Rotation Roulette

The Nationals' reported interest in free agent pitcher Doug Davis adds another name to the wheel of potential starters for 2010.

A caller to "Wall-to-Wall Baseball" on MASN this past Saturday asked us to handicap the opening day starting rotation. After Jason Marquis and John Lannan, it's slightly hazy.

If healthy, Jordan Zimmermann would be a lock - but he's not due back until 2011. Craig Stammen pitched to a 5+ ERA in 19 starts, but because there were inquiries from other clubs this winter, his stock seems to have risen somewhat. J.D. Martin made 15 starts after he was brought up in July, and showed some promise - a 4.44 ERA, though he seemed prone to the long ball, allowing 14 home runs in 77 innings.
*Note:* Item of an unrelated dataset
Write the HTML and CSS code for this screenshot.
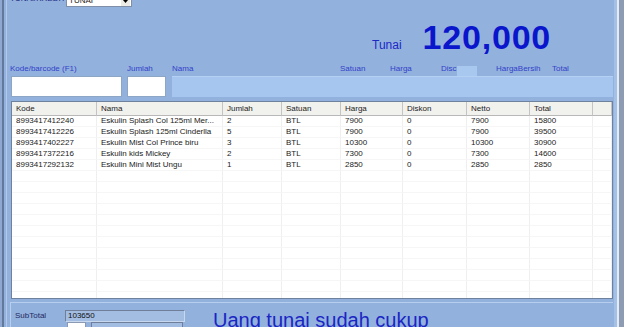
FILE: index.html
```html
<!DOCTYPE html>
<html lang="id">
<head>
    <meta charset="UTF-8">
    <meta name="viewport" content="width=device-width, initial-scale=1.0">
    <title>Kasir</title>
    <link rel="stylesheet" href="styles.css">
</head>
<body>
    <div class="window">
        <div class="frame-left"></div>
        <div class="main">
            <div class="top">
                <div class="mode-row">
                    <span class="mode-label">TUNAI/KREDIT</span>
                    <div class="combo">
                        <span class="combo-text">TUNAI</span>
                        <span class="combo-btn">
                            <svg width="5" height="3" viewBox="0 0 5 3"><path d="M0 0h5L2.5 3z" fill="#000"/></svg>
                        </span>
                    </div>
                </div>
                <div class="total-row">
                    <span class="total-caption">Tunai</span>
                    <span class="total-value">120,000</span>
                </div>
            </div>

            <div class="entry">
                <div class="field field-kode">
                    <div class="field-label">Kode/barcode (F1)</div>
                    <div class="input"></div>
                </div>
                <div class="field field-jumlah">
                    <div class="field-label">Jumlah</div>
                    <div class="input"></div>
                </div>
                <div class="field field-nama">
                    <div class="nama-labels">
                        <span>Nama</span>
                        <span>Satuan</span>
                        <span>Harga</span>
                        <span>Disc</span>
                        <span class="disc-box"></span>
                        <span></span>
                        <span>HargaBersih</span>
                        <span>Total</span>
                    </div>
                    <div class="nama-bar"></div>
                </div>
            </div>

            <div class="grid-wrap">
                <table class="grid">
                    <colgroup>
                        <col style="width:85px"><col style="width:126px"><col style="width:59px">
                        <col style="width:59px"><col style="width:62px"><col style="width:64px">
                        <col style="width:63px"><col style="width:63px"><col style="width:19px">
                    </colgroup>
                    <thead>
                        <tr><th>Kode</th><th>Nama</th><th>Jumlah</th><th>Satuan</th><th>Harga</th><th>Diskon</th><th>Netto</th><th>Total</th><th></th></tr>
                    </thead>
                    <tbody>
                        <tr><td>8993417412240</td><td>Eskulin Splash Col 125ml Mer...</td><td>2</td><td>BTL</td><td>7900</td><td>0</td><td>7900</td><td>15800</td><td></td></tr>
                        <tr><td>8993417412226</td><td>Eskulin Splash 125ml Cinderlla</td><td>5</td><td>BTL</td><td>7900</td><td>0</td><td>7900</td><td>39500</td><td></td></tr>
                        <tr><td>8993417402227</td><td>Eskulin Mist Col Prince biru</td><td>3</td><td>BTL</td><td>10300</td><td>0</td><td>10300</td><td>30900</td><td></td></tr>
                        <tr><td>8993417372216</td><td>Eskulin kids Mickey</td><td>2</td><td>BTL</td><td>7300</td><td>0</td><td>7300</td><td>14600</td><td></td></tr>
                        <tr><td>8993417292132</td><td>Eskulin Mini Mist Ungu</td><td>1</td><td>BTL</td><td>2850</td><td>0</td><td>2850</td><td>2850</td><td></td></tr>
                        <tr class="empty"><td></td><td></td><td></td><td></td><td></td><td></td><td></td><td></td><td></td></tr>
                        <tr class="empty"><td></td><td></td><td></td><td></td><td></td><td></td><td></td><td></td><td></td></tr>
                        <tr class="empty"><td></td><td></td><td></td><td></td><td></td><td></td><td></td><td></td><td></td></tr>
                        <tr class="empty"><td></td><td></td><td></td><td></td><td></td><td></td><td></td><td></td><td></td></tr>
                        <tr class="empty"><td></td><td></td><td></td><td></td><td></td><td></td><td></td><td></td><td></td></tr>
                        <tr class="empty"><td></td><td></td><td></td><td></td><td></td><td></td><td></td><td></td><td></td></tr>
                        <tr class="empty"><td></td><td></td><td></td><td></td><td></td><td></td><td></td><td></td><td></td></tr>
                        <tr class="empty"><td></td><td></td><td></td><td></td><td></td><td></td><td></td><td></td><td></td></tr>
                        <tr class="empty"><td></td><td></td><td></td><td></td><td></td><td></td><td></td><td></td><td></td></tr>
                        <tr class="empty"><td></td><td></td><td></td><td></td><td></td><td></td><td></td><td></td><td></td></tr>
                        <tr class="empty"><td></td><td></td><td></td><td></td><td></td><td></td><td></td><td></td><td></td></tr>
                        <tr class="empty"><td></td><td></td><td></td><td></td><td></td><td></td><td></td><td></td><td></td></tr>
                        <tr class="empty"><td></td><td></td><td></td><td></td><td></td><td></td><td></td><td></td><td></td></tr>
                    </tbody>
                </table>
            </div>

            <div class="summary">
                <div class="summary-fields">
                    <div class="sub-row">
                        <span class="sub-label">SubTotal</span>
                        <span class="sub-input">103650</span>
                    </div>
                    <div class="sub-row2">
                        <span class="box-white"></span>
                        <span class="box-blue"></span>
                    </div>
                </div>
                <div class="message">Uang tunai sudah cukup</div>
            </div>
        </div>
        <div class="frame-right"></div>
    </div>
</body>
</html>
```

FILE: styles.css
```css
body {
    margin: 0;
    height: 327px;
    overflow: hidden;
    background-color: #93b1dd;
    font-family: "Liberation Sans", Arial, sans-serif;
    font-size: 8px;
}
.window {
    display: flex;
    height: 327px;
    overflow: hidden;
}
.frame-left {
    width: 7px;
    flex: none;
    background: linear-gradient(to right, #8ea8d1 0, #8ea8d1 2px, #63799b 2px, #63799b 4px, #93b1dd 4px, #93b1dd 6px, #b2c9ea 6px);
}
.frame-right {
    width: 10px;
    flex: none;
    background: linear-gradient(to right, #a5c0e6 0, #a5c0e6 3px, #e2ebf6 3px, #e2ebf6 5px, #8d9bb3 5px);
}
.main {
    flex: 1;
    min-width: 0;
    display: flex;
    flex-direction: column;
    padding: 0 1px 0 4px;
}

/* header */
.top {
    height: 62px;
    flex: none;
    display: flex;
    flex-direction: column;
}
.mode-row {
    display: flex;
    align-items: flex-start;
    height: 14px;
    margin-top: -7px;
}
.mode-label {
    width: 56px;
    margin: 1px 0 0 -1px;
    line-height: 10px;
    color: #1b2a80;
}
.combo {
    width: 64px;
    height: 12px;
    display: flex;
    background: white;
    border: 1px solid #7f8fa8;
}
.combo-text {
    padding: 1px 0 0 2px;
    line-height: 12px;
    color: #222;
}
.combo-btn {
    margin: 0 1px 0 auto;
    width: 9px;
    display: flex;
    align-items: flex-end;
    justify-content: center;
    padding-bottom: 3px;
    box-sizing: border-box;
    background: #ecebe6;
}
.total-row {
    display: flex;
    align-items: baseline;
    margin-top: 13px;
    padding-left: 361px;
    line-height: 35px;
}
.total-caption {
    font-size: 12px;
    color: #1c28c6;
}
.total-value {
    margin-left: 21px;
    font-size: 34px;
    font-weight: bold;
    letter-spacing: 0.8px;
    color: #0a16cc;
}

/* entry fields */
.entry {
    display: flex;
    flex: none;
}
.field-label,
.nama-labels {
    line-height: 14px;
    height: 14px;
    color: #3242c8;
    white-space: nowrap;
}
.field-kode {
    width: 111px;
    margin-right: 5px;
}
.field-kode .field-label {
    margin-left: -1px;
}
.field-jumlah {
    width: 39px;
    margin-right: 6px;
}
.field-nama {
    flex: 1;
}
.input {
    height: 19px;
    background: white;
    border: 1px solid #8ea6c6;
}
.nama-labels {
    display: grid;
    grid-template-columns: 168px 50px 51px 16px 20px 19px 56px auto;
}
.disc-box {
    align-self: end;
    height: 10px;
    background: #a9c8f0;
}
.nama-bar {
    height: 21px;
    background: #a6c6ef;
    border-top: 1px solid #b4d0f4;
    box-sizing: border-box;
}

/* grid */
.grid-wrap {
    flex: none;
    margin-top: 4px;
    height: 196px;
    overflow: hidden;
    background: white;
    border: 1px solid #6e829e;
}
.grid {
    table-layout: fixed;
    width: 600px;
    border-collapse: separate;
    border-spacing: 0;
    color: #222;
}
.grid th {
    height: 13px;
    line-height: 13px;
    padding: 0 0 0 4px;
    text-align: left;
    font-weight: normal;
    background: #f1f1ee;
    border-right: 1px solid #c4c4c4;
    border-bottom: 1px solid #b8b8b8;
    white-space: nowrap;
    overflow: hidden;
}
.grid td {
    height: 10px;
    line-height: 10px;
    padding: 0 0 0 4px;
    border-right: 1px solid #efefef;
    border-bottom: 1px solid #f6f6f6;
    white-space: nowrap;
    overflow: hidden;
}

/* summary */
.summary {
    flex: 1;
    display: flex;
    margin: 3px 0 0 -1px;
    padding: 7px 0 0 4px;
    border-top: 1px solid #b8ceee;
    border-left: 1px solid #b8ceee;
}
.summary-fields {
    width: 198px;
    flex: none;
}
.sub-row {
    display: flex;
    height: 12px;
}
.sub-label {
    width: 50px;
    line-height: 12px;
    color: #1e2a60;
}
.sub-input {
    width: 116px;
    height: 10px;
    line-height: 10px;
    padding-left: 2px;
    background: #a3bde2;
    border: 1px solid #6f7f99;
    border-right-color: #c8d8ee;
    border-bottom-color: #c8d8ee;
    color: #111;
}
.sub-row2 {
    display: flex;
    padding-left: 52px;
}
.box-white {
    width: 17px;
    height: 10px;
    background: white;
    border: 1px solid #8a9ab4;
}
.box-blue {
    width: 90px;
    height: 10px;
    margin-left: 5px;
    background: #a3bde2;
    border: 1px solid #6f7f99;
}
.message {
    font-size: 20px;
    line-height: 20px;
    color: #1a26c4;
    white-space: nowrap;
}
```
Lefthander Scott Olsen is back, and reportedly healthy, and his experience will likely give him a leg up on some youinger arms. Collin Balester and Garrett Mock are still works in progress, as is Ross Detwiler. Livan Hernandez seemed like a likely candidate to return last October, but at this point he's 50-50 at best to come back.

Speculating right now - and assuming there's some fire behind the Doug Davis smoke - I can see an April rotation of Marquis, Lannan, Davis, Olsen and Martin, though I might give you a different answer tomorrow. It's a lefty-heavy rotation, but I doubt that's much of a concern.

Actually, if Davis ends up somewhere else, and the Nats sign another available experienced free agent starter, you could just pencil him into that third slot.

A year ago at this time there were a lot of rotation candidates, but not much in the way of even mid-rung major league quality. It's at least mid-rung now, with the potential arrival of Strasburg and return of Zimmermann down the road designed to ratchet it up another notch or more.

And on a completely unrelated note, did you catch the obscure Alan Parsons Project reference on "The Cleveland Show" last night? I love stuff like that.